----- Data rows -----

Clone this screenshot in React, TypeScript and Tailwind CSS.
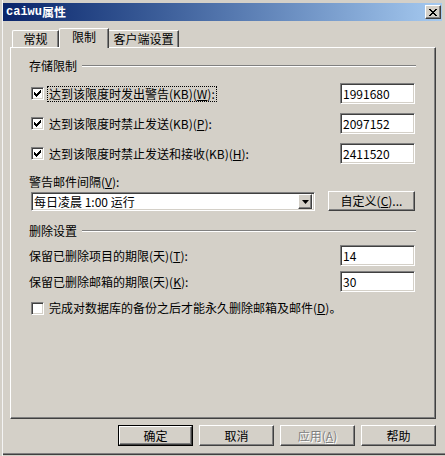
import React from 'react';

const FONT = "font-['Noto_Sans_CJK_SC','Noto_Sans',sans-serif] text-[12px] leading-[14px] text-black";
const RAISED =
  'border border-t-white border-l-white border-r-[#404040] border-b-[#404040] shadow-[inset_-1px_-1px_0_#808080] bg-[#d4d0c8]';
const SUNKEN =
  'border border-t-[#808080] border-l-[#808080] border-r-white border-b-white shadow-[inset_1px_1px_0_#404040,inset_-1px_-1px_0_#d4d0c8] bg-white';

const Check = ({ checked }: { checked: boolean }) => (
  <div className={`w-[13px] h-[13px] shrink-0 flex items-center justify-center ${SUNKEN}`}>
    {checked && (
      <svg width="7" height="7" viewBox="0 0 7 7" shapeRendering="crispEdges">
        <path d="M0 2h1v3h-1zM1 3h1v3h-1zM2 4h1v3h-1zM3 3h1v3h-1zM4 2h1v3h-1zM5 1h1v3h-1zM6 0h1v3h-1z" fill="#000" />
      </svg>
    )}
  </div>
);

const TextBox = ({ value }: { value: string }) => (
  <div className={`w-[75px] h-[21px] flex items-center pl-[2px] ${SUNKEN}`}>{value}</div>
);

const GroupHeader = ({ title, className }: { title: string; className: string }) => (
  <div className={`flex items-center h-[14px] ${className}`}>
    <span>{title}</span>
    <div className="flex-1 ml-[5px] mr-[-1px] h-[2px] border-t border-t-[#808080] border-b border-b-white" />
  </div>
);

const Mn = ({ c }: { c: string }) => <span className="underline underline-offset-1">{c}</span>;

const CheckRow = ({ label, value, focus, className }: { label: React.ReactNode; value: string; focus?: boolean; className: string }) => (
  <div className={`flex items-center justify-between h-[21px] ${className}`}>
    <div className="flex items-center ml-[2px]">
      <Check checked />
      <span className={`ml-[3px] px-[1px] border border-dotted ${focus ? 'border-black' : 'border-transparent'}`}>{label}</span>
    </div>
    <TextBox value={value} />
  </div>
);

const Button = ({ children, primary, disabled }: { children: React.ReactNode; primary?: boolean; disabled?: boolean }) => (
  <div className={`w-[75px] h-[21px] ${primary ? 'border border-black' : ''}`}>
    <div
      className={`w-full h-full flex items-center justify-center ${RAISED} ${
        disabled ? 'text-[#808080] [text-shadow:1px_1px_0_#fff]' : ''
      }`}
    >
      {children}
    </div>
  </div>
);

export default function App() {
  return (
    <div className={`w-[445px] h-[456px] flex bg-[#d4d0c8] overflow-hidden ${FONT}`}>
      <div className="w-[3px] h-full bg-[#d4d0c8] border-r border-r-[#f4f4f4] shrink-0" />
      <div className="flex-1 h-[455px] flex flex-col pt-[3px] border-b border-b-[#404040] shadow-[inset_0_-1px_0_#808080]">
        {/* title bar */}
        <div className="h-[18px] mr-[3px] flex items-center justify-between bg-gradient-to-r from-[#0a246a] to-[#a6caf0]">
          <div className="pl-[3px] text-white font-bold flex items-center">
            <span className="font-['Liberation_Mono',monospace]">caiwu</span>
            <span>属性</span>
          </div>
          <div className={`w-[16px] h-[14px] mr-[1px] flex items-center justify-center ${RAISED}`}>
            <svg width="8" height="7" viewBox="0 0 8 7" shapeRendering="crispEdges">
              <path d="M0 0h2v1h-2zM1 1h2v1h-2zM2 2h4v1h-4zM3 3h2v1h-2zM2 4h4v1h-4zM1 5h2v1h-2zM0 6h2v1h-2zM6 0h2v1h-2zM5 1h2v1h-2zM5 5h2v1h-2zM6 6h2v1h-2z" fill="#000" />
            </svg>
          </div>
        </div>

        <div className="ml-[7px] w-[426px] mt-[7px] flex flex-col">
          {/* tabs */}
          <div className="flex items-end h-[19px] pl-[2px]">
            <div className="w-[47px] h-[17px] flex items-center justify-center border-t border-l border-t-white border-l-white border-r border-r-[#404040] shadow-[inset_-1px_0_0_#808080] rounded-tl-[2px]">
              常规
            </div>
            <div className="relative z-10 -mb-px w-[50px] h-[20px] pb-[3px] flex items-center justify-center bg-[#d4d0c8] border-t border-l border-t-white border-l-white border-r border-r-[#404040] shadow-[inset_-1px_0_0_#808080] rounded-tl-[2px]">
              限制
            </div>
            <div className="w-[70px] h-[17px] flex items-center justify-center border-t border-t-white border-r border-r-[#404040] shadow-[inset_-1px_0_0_#808080]">
              客户端设置
            </div>
          </div>

          {/* panel */}
          <div className="h-[372px] flex flex-col pl-[18px] pr-[20px] border border-t-white border-l-white border-r-[#404040] border-b-[#404040] shadow-[inset_-1px_-1px_0_#808080]">
            <GroupHeader title="存储限制" className="mt-[11px]" />
            <CheckRow
              className="mt-[10px]"
              focus
              value="1991680"
              label={<>达到该限度时发出警告(KB)(<Mn c="W" />):</>}
            />
            <CheckRow className="mt-[9px]" value="2097152" label={<>达到该限度时禁止发送(KB)(<Mn c="P" />):</>} />
            <CheckRow className="mt-[9px]" value="2411520" label={<>达到该限度时禁止发送和接收(KB)(<Mn c="H" />):</>} />

            <div className="mt-[11px] h-[14px]">
              警告邮件间隔(<Mn c="V" />):
            </div>
            <div className="mt-[2px] h-[20px] flex items-end justify-between">
              <div className={`ml-[2px] w-[284px] h-[19px] flex items-center justify-between pl-[2px] pr-[2px] ${SUNKEN}`}>
                <span>每日凌晨 1:00 运行</span>
                <div className={`w-[14px] h-[15px] flex items-center justify-center ${RAISED}`}>
                  <svg width="7" height="4" viewBox="0 0 7 4">
                    <polygon points="0,0 7,0 3.5,4" fill="#000" />
                  </svg>
                </div>
              </div>
              <div className={`w-[87px] h-[20px] flex items-center justify-center ${RAISED}`}>
                自定义(<Mn c="C" />)...
              </div>
            </div>

            <GroupHeader title="删除设置" className="mt-[13px]" />
            <div className="mt-[7px] h-[21px] flex items-center justify-between">
              <span>保留已删除项目的期限(天)(<Mn c="T" />):</span>
              <TextBox value="14" />
            </div>
            <div className="mt-[5px] h-[21px] flex items-center justify-between">
              <span>保留已删除邮箱的期限(天)(<Mn c="K" />):</span>
              <TextBox value="30" />
            </div>
            <div className="mt-[9px] h-[14px] flex items-center ml-[2px]">
              <Check checked={false} />
              <span className="ml-[5px]">
                完成对数据库的备份之后才能永久删除邮箱及邮件(<Mn c="D" />)。
              </span>
            </div>
          </div>

          {/* buttons */}
          <div className="mt-[6px] flex justify-end gap-[6px]">
            <Button primary>确定</Button>
            <Button>取消</Button>
            <Button disabled>
              应用(<Mn c="A" />)
            </Button>
            <Button>帮助</Button>
          </div>
        </div>
      </div>
    </div>
  );
}
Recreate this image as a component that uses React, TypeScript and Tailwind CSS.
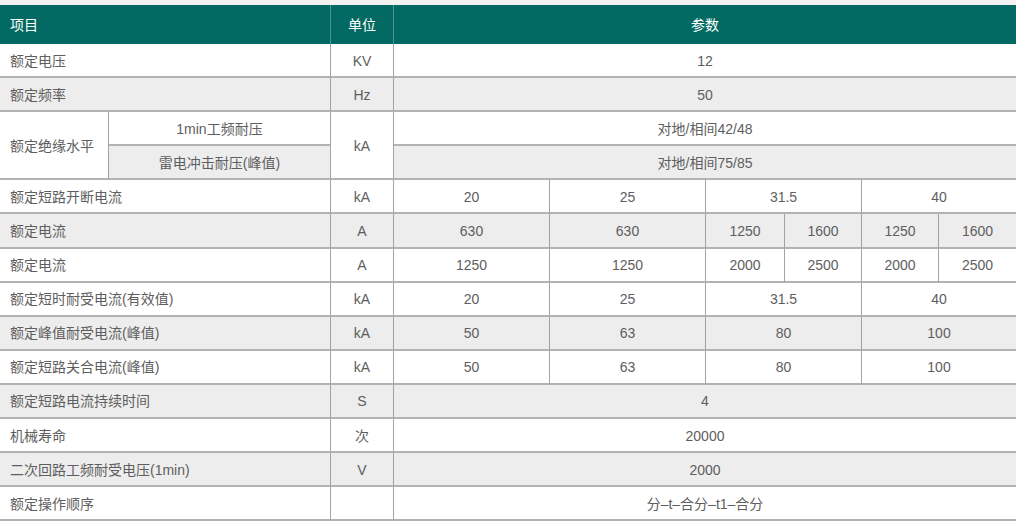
import React from "react";

type CellProps = {
  children?: React.ReactNode;
  className?: string;
};

// one table cell: right + bottom border, content centered
function Cell({ children, className = "" }: CellProps) {
  return (
    <div
      className={
        "flex h-full items-center justify-center pt-[2px] border-r border-b-2 border-r-[#a3a3a3] border-b-[#b3b3b3] " +
        className
      }
    >
      {children}
    </div>
  );
}

const G = "bg-[#ededed]";

export default function App() {
  return (
    <div
      className="w-[1016px] h-[532px] bg-white text-[14px] text-[#5e5e5e]"
      style={{ fontFamily: '"Liberation Sans", "Noto Sans CJK SC", sans-serif' }}
    >
      <div className="h-[5px] bg-[#f2f2f2]" />
      <div className="grid grid-cols-[109px_222px_63px_156px_156px_79px_77px_77px_77px] grid-rows-[39px_repeat(14,34.1px)] bg-[#f3f3f3]">
        {/* header */}
        <div className="col-span-2 flex items-center bg-[#036a63] pl-[10px] pt-[2px] text-white border-r border-[#4e948f]">
          项目
        </div>
        <div className="flex items-center justify-center bg-[#036a63] pt-[2px] text-white border-r border-[#4e948f]">
          单位
        </div>
        <div className="col-span-6 flex items-center justify-center bg-[#036a63] pt-[2px] text-white">
          参数
        </div>

        {/* 额定电压 */}
        <Cell className="col-span-2 justify-start pl-[10px] bg-white">额定电压</Cell>
        <Cell className="bg-white">KV</Cell>
        <Cell className="col-span-6 bg-white border-r-0">12</Cell>

        {/* 额定频率 */}
        <Cell className={"col-span-2 justify-start pl-[10px] " + G}>额定频率</Cell>
        <Cell className={G}>Hz</Cell>
        <Cell className={"col-span-6 border-r-0 " + G}>50</Cell>

        {/* 额定绝缘水平 */}
        <Cell className="row-span-2 justify-start pl-[10px] bg-white">额定绝缘水平</Cell>
        <Cell className="bg-white">1min工频耐压</Cell>
        <Cell className="row-span-2 bg-white">kA</Cell>
        <Cell className="col-span-6 bg-white border-r-0">对地/相间42/48</Cell>
        <Cell className={G}>雷电冲击耐压(峰值)</Cell>
        <Cell className={"col-span-6 border-r-0 " + G}>对地/相间75/85</Cell>

        {/* 额定短路开断电流 */}
        <Cell className="col-span-2 justify-start pl-[10px] bg-white">额定短路开断电流</Cell>
        <Cell className="bg-white">kA</Cell>
        <Cell className="bg-white">20</Cell>
        <Cell className="bg-white">25</Cell>
        <Cell className="col-span-2 bg-white">31.5</Cell>
        <Cell className="col-span-2 bg-white border-r-0">40</Cell>

        {/* 额定电流 630 */}
        <Cell className={"col-span-2 justify-start pl-[10px] " + G}>额定电流</Cell>
        <Cell className={G}>A</Cell>
        <Cell className={G}>630</Cell>
        <Cell className={G}>630</Cell>
        <Cell className={G}>1250</Cell>
        <Cell className={G}>1600</Cell>
        <Cell className={G}>1250</Cell>
        <Cell className={"border-r-0 " + G}>1600</Cell>

        {/* 额定电流 1250 */}
        <Cell className="col-span-2 justify-start pl-[10px] bg-white">额定电流</Cell>
        <Cell className="bg-white">A</Cell>
        <Cell className="bg-white">1250</Cell>
        <Cell className="bg-white">1250</Cell>
        <Cell className="bg-white">2000</Cell>
        <Cell className="bg-white">2500</Cell>
        <Cell className="bg-white">2000</Cell>
        <Cell className="bg-white border-r-0">2500</Cell>

        {/* 额定短时耐受电流 */}
        <Cell className="col-span-2 justify-start pl-[10px] bg-white">额定短时耐受电流(有效值)</Cell>
        <Cell className="bg-white">kA</Cell>
        <Cell className="bg-white">20</Cell>
        <Cell className="bg-white">25</Cell>
        <Cell className="col-span-2 bg-white">31.5</Cell>
        <Cell className="col-span-2 bg-white border-r-0">40</Cell>

        {/* 额定峰值耐受电流 */}
        <Cell className={"col-span-2 justify-start pl-[10px] " + G}>额定峰值耐受电流(峰值)</Cell>
        <Cell className={G}>kA</Cell>
        <Cell className={G}>50</Cell>
        <Cell className={G}>63</Cell>
        <Cell className={"col-span-2 " + G}>80</Cell>
        <Cell className={"col-span-2 border-r-0 " + G}>100</Cell>

        {/* 额定短路关合电流 */}
        <Cell className="col-span-2 justify-start pl-[10px] bg-white">额定短路关合电流(峰值)</Cell>
        <Cell className="bg-white">kA</Cell>
        <Cell className="bg-white">50</Cell>
        <Cell className="bg-white">63</Cell>
        <Cell className="col-span-2 bg-white">80</Cell>
        <Cell className="col-span-2 bg-white border-r-0">100</Cell>

        {/* 持续时间 */}
        <Cell className={"col-span-2 justify-start pl-[10px] " + G}>额定短路电流持续时间</Cell>
        <Cell className={G}>S</Cell>
        <Cell className={"col-span-6 border-r-0 " + G}>4</Cell>

        {/* 机械寿命 */}
        <Cell className="col-span-2 justify-start pl-[10px] bg-white">机械寿命</Cell>
        <Cell className="bg-white">次</Cell>
        <Cell className="col-span-6 bg-white border-r-0">20000</Cell>

        {/* 二次回路 */}
        <Cell className={"col-span-2 justify-start pl-[10px] " + G}>二次回路工频耐受电压(1min)</Cell>
        <Cell className={G}>V</Cell>
        <Cell className={"col-span-6 border-r-0 " + G}>2000</Cell>

        {/* 操作顺序 */}
        <Cell className="col-span-2 justify-start pl-[10px] bg-white">额定操作顺序</Cell>
        <Cell className="bg-white"></Cell>
        <Cell className="col-span-6 bg-white border-r-0">分–t–合分–t1–合分</Cell>
      </div>
    </div>
  );
}
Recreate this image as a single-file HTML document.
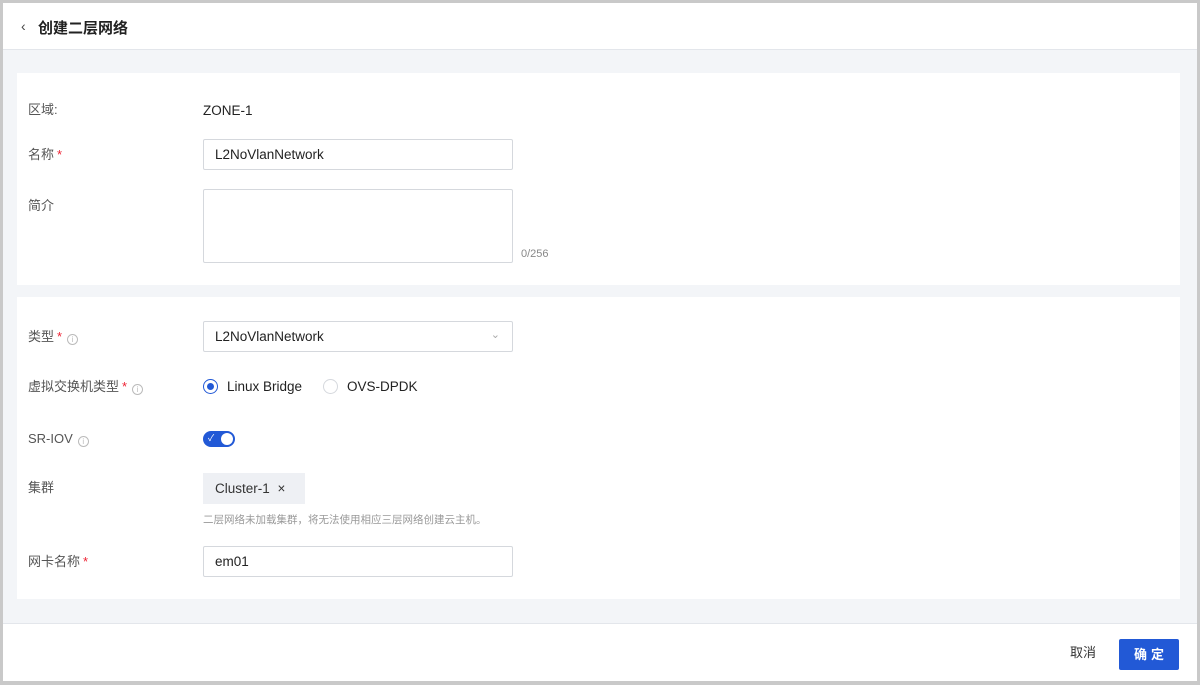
<!DOCTYPE html>
<html><head><meta charset="utf-8"><style>
*{box-sizing:border-box;margin:0;padding:0}
body{width:1200px;height:685px;background:#c9c9c9;font-family:"Liberation Sans","Noto Sans CJK SC",sans-serif;font-size:13px;color:#333;position:relative;overflow:hidden}
.frame{position:absolute;left:3px;top:3px;width:1194px;height:678px;background:#f3f5f8}
.hdr{position:absolute;left:0;top:0;width:100%;height:47px;background:#fff;border-bottom:1px solid #e3e6eb}
.hdr .t{position:absolute;left:35px;top:14px;font-size:15px;font-weight:bold;color:#222}
.hdr .b{position:absolute;left:18px;top:15px;font-size:14px;color:#444}
.card{position:absolute;left:14px;width:1163px;background:#fff}
.lbl{position:absolute;left:11px;color:#555;font-size:13px;line-height:16px}
.req{color:#e23;margin-left:3px}
.info{display:inline-block;width:11px;height:11px;border:1px solid #bbb;border-radius:50%;margin-left:5px;vertical-align:-1px;font-size:8px;color:#bbb;text-align:center;line-height:9px}
.inp{position:absolute;left:186px;width:310px;height:31px;border:1px solid #d5d8dd;border-radius:2px;padding:0 11px;line-height:29px;color:#222;font-size:13.5px}
.ftr{position:absolute;left:0;top:620px;width:100%;height:58px;background:#fff;border-top:1px solid #e3e6eb}
</style></head><body><div class="frame">
<div class="hdr"><span class="b">‹</span><span class="t">创建二层网络</span></div>
<div class="card" style="top:70px;height:212px">
<div class="lbl" style="top:29px">区域:</div>
<div style="position:absolute;left:186px;top:30px;color:#222;font-size:13.5px">ZONE-1</div>
<div class="lbl" style="top:74px">名称<span class="req">*</span></div>
<div class="inp" style="top:66px">L2NoVlanNetwork</div>
<div class="lbl" style="top:125px">简介</div>
<div class="inp" style="top:116px;height:74px"></div>
<div style="position:absolute;left:504px;top:175px;font-size:11px;color:#888">0/256</div>
</div>
<div class="card" style="top:294px;height:302px">
<div class="lbl" style="top:32px">类型<span class="req">*</span><span class="info">i</span></div>
<div class="inp" style="top:24px">L2NoVlanNetwork<span style="position:absolute;right:12px;top:-1px;color:#aaa;font-size:11px">&#8964;</span></div>
<div class="lbl" style="top:82px">虚拟交换机类型<span class="req">*</span><span class="info">i</span></div>
<div style="position:absolute;left:186px;top:82px;width:15px;height:15px;border:1px solid #2259d6;border-radius:50%"><div style="position:absolute;left:3px;top:3px;width:7px;height:7px;border-radius:50%;background:#2259d6"></div></div>
<div style="position:absolute;left:210px;top:82px;color:#222;font-size:13.5px">Linux Bridge</div>
<div style="position:absolute;left:306px;top:82px;width:15px;height:15px;border:1px solid #d5d8dd;border-radius:50%"></div>
<div style="position:absolute;left:330px;top:82px;color:#222;font-size:13.5px">OVS-DPDK</div>
<div class="lbl" style="top:134px">SR-IOV<span class="info">i</span></div>
<div style="position:absolute;left:186px;top:134px;width:32px;height:16px;border-radius:8px;background:#2259d6"><span style="position:absolute;left:5px;top:0px;color:#fff;font-size:9px">✓</span><div style="position:absolute;right:2px;top:2px;width:12px;height:12px;border-radius:50%;background:#fff"></div></div>
<div class="lbl" style="top:183px">集群</div>
<div style="position:absolute;left:186px;top:176px;width:102px;height:31px;background:#eef0f4;padding-left:12px;line-height:31px;color:#333;font-size:13.5px">Cluster-1 <span style="margin-left:4px">×</span></div>
<div style="position:absolute;left:186px;top:215px;font-size:10.5px;color:#999">二层网络未加载集群，将无法使用相应三层网络创建云主机。</div>
<div class="lbl" style="top:257px">网卡名称<span class="req">*</span></div>
<div class="inp" style="top:249px">em01</div>
</div>
<div class="ftr">
<div style="position:absolute;left:1067px;top:21px;color:#333;line-height:16px">取消</div>
<div style="position:absolute;left:1116px;top:15px;width:60px;height:31px;background:#2259d6;border-radius:2px;color:#fff;text-align:center;line-height:31px;font-weight:bold;letter-spacing:4px;padding-left:4px">确定</div>
</div>
</div></body></html>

-----

#### What you are asked to do:
Your task is to reproduce exactly the lines from the start of the data above through the line containing "border-t-[#808080] border-l-[#808080] border-r-white", leaving every picture out.

#### Task answer:
Clone this screenshot in React, TypeScript and Tailwind CSS.
import React from 'react';

const FONT = "font-['Noto_Sans_CJK_SC','Noto_Sans',sans-serif] text-[12px] leading-[14px] text-black";
const RAISED =
  'border border-t-white border-l-white border-r-[#404040] border-b-[#404040] shadow-[inset_-1px_-1px_0_#808080] bg-[#d4d0c8]';
const SUNKEN =
  'border border-t-[#808080] border-l-[#808080] border-r-white border-b-white shadow-[inset_1px_1px_0_#404040,inset_-1px_-1px_0_#d4d0c8] bg-white';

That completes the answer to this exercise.